Problem statement
All of the material below is to be returned exactly.

Material provided
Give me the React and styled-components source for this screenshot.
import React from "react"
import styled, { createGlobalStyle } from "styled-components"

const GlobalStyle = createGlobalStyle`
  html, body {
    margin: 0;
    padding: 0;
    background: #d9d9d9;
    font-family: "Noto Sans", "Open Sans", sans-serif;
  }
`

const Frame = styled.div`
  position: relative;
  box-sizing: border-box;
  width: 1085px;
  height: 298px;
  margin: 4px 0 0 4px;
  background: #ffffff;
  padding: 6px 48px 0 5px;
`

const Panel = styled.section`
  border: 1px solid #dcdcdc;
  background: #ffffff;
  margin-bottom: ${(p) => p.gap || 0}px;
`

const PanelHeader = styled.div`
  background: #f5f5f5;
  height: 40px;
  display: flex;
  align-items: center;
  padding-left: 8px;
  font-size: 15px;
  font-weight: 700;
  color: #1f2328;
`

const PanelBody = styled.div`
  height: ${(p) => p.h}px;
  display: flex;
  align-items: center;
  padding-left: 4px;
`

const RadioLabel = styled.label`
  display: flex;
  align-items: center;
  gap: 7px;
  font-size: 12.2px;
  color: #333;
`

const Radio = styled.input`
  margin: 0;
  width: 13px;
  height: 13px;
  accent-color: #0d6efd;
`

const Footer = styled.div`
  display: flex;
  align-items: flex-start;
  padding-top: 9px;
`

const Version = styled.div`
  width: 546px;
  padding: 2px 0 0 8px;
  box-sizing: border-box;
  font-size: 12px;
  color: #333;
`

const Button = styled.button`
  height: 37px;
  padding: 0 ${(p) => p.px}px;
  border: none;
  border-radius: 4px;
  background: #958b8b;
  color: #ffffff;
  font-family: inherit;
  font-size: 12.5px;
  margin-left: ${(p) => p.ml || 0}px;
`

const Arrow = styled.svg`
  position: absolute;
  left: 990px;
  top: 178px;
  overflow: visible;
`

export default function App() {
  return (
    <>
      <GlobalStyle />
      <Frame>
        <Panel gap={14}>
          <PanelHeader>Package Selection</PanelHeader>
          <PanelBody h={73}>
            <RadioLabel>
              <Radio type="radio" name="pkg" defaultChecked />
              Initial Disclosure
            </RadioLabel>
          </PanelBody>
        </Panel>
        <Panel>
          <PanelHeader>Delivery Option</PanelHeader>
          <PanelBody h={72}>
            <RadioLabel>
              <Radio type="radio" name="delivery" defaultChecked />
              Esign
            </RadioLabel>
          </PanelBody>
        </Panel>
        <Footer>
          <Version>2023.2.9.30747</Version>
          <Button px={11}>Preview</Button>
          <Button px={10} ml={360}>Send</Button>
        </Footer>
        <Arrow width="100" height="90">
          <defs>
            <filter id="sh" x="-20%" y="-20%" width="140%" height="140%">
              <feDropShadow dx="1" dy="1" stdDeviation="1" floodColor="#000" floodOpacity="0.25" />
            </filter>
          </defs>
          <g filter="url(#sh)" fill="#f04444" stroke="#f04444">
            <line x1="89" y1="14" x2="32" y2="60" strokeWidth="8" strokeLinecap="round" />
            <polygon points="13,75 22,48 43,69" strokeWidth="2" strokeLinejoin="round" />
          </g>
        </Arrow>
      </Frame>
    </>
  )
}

Solution for this problem
Give me the React and styled-components source for this screenshot.
import React from "react"
import styled, { createGlobalStyle } from "styled-components"

const GlobalStyle = createGlobalStyle`
  html, body {
    margin: 0;
    padding: 0;
    background: #d9d9d9;
    font-family: "Noto Sans", "Open Sans", sans-serif;
  }
`

const Frame = styled.div`
  position: relative;
  box-sizing: border-box;
  width: 1085px;
  height: 298px;
  margin: 4px 0 0 4px;
  background: #ffffff;
  padding: 6px 48px 0 5px;
`

const Panel = styled.section`
  border: 1px solid #dcdcdc;
  background: #ffffff;
  margin-bottom: ${(p) => p.gap || 0}px;
`

const PanelHeader = styled.div`
  background: #f5f5f5;
  height: 40px;
  display: flex;
  align-items: center;
  padding-left: 8px;
  font-size: 15px;
  font-weight: 700;
  color: #1f2328;
`

const PanelBody = styled.div`
  height: ${(p) => p.h}px;
  display: flex;
  align-items: center;
  padding-left: 4px;
`

const RadioLabel = styled.label`
  display: flex;
  align-items: center;
  gap: 7px;
  font-size: 12.2px;
  color: #333;
`

const Radio = styled.input`
  margin: 0;
  width: 13px;
  height: 13px;
  accent-color: #0d6efd;
`

const Footer = styled.div`
  display: flex;
  align-items: flex-start;
  padding-top: 9px;
`

const Version = styled.div`
  width: 546px;
  padding: 2px 0 0 8px;
  box-sizing: border-box;
  font-size: 12px;
  color: #333;
`

const Button = styled.button`
  height: 37px;
  padding: 0 ${(p) => p.px}px;
  border: none;
  border-radius: 4px;
  background: #958b8b;
  color: #ffffff;
  font-family: inherit;
  font-size: 12.5px;
  margin-left: ${(p) => p.ml || 0}px;
`

const Arrow = styled.svg`
  position: absolute;
  left: 990px;
  top: 178px;
  overflow: visible;
`

export default function App() {
  return (
    <>
      <GlobalStyle />
      <Frame>
        <Panel gap={14}>
          <PanelHeader>Package Selection</PanelHeader>
          <PanelBody h={73}>
            <RadioLabel>
              <Radio type="radio" name="pkg" defaultChecked />
              Initial Disclosure
            </RadioLabel>
          </PanelBody>
        </Panel>
        <Panel>
          <PanelHeader>Delivery Option</PanelHeader>
          <PanelBody h={72}>
            <RadioLabel>
              <Radio type="radio" name="delivery" defaultChecked />
              Esign
            </RadioLabel>
          </PanelBody>
        </Panel>
        <Footer>
          <Version>2023.2.9.30747</Version>
          <Button px={11}>Preview</Button>
          <Button px={10} ml={360}>Send</Button>
        </Footer>
        <Arrow width="100" height="90">
          <defs>
            <filter id="sh" x="-20%" y="-20%" width="140%" height="140%">
              <feDropShadow dx="1" dy="1" stdDeviation="1" floodColor="#000" floodOpacity="0.25" />
            </filter>
          </defs>
          <g filter="url(#sh)" fill="#f04444" stroke="#f04444">
            <line x1="89" y1="14" x2="32" y2="60" strokeWidth="8" strokeLinecap="round" />
            <polygon points="13,75 22,48 43,69" strokeWidth="2" strokeLinejoin="round" />
          </g>
        </Arrow>
      </Frame>
    </>
  )
}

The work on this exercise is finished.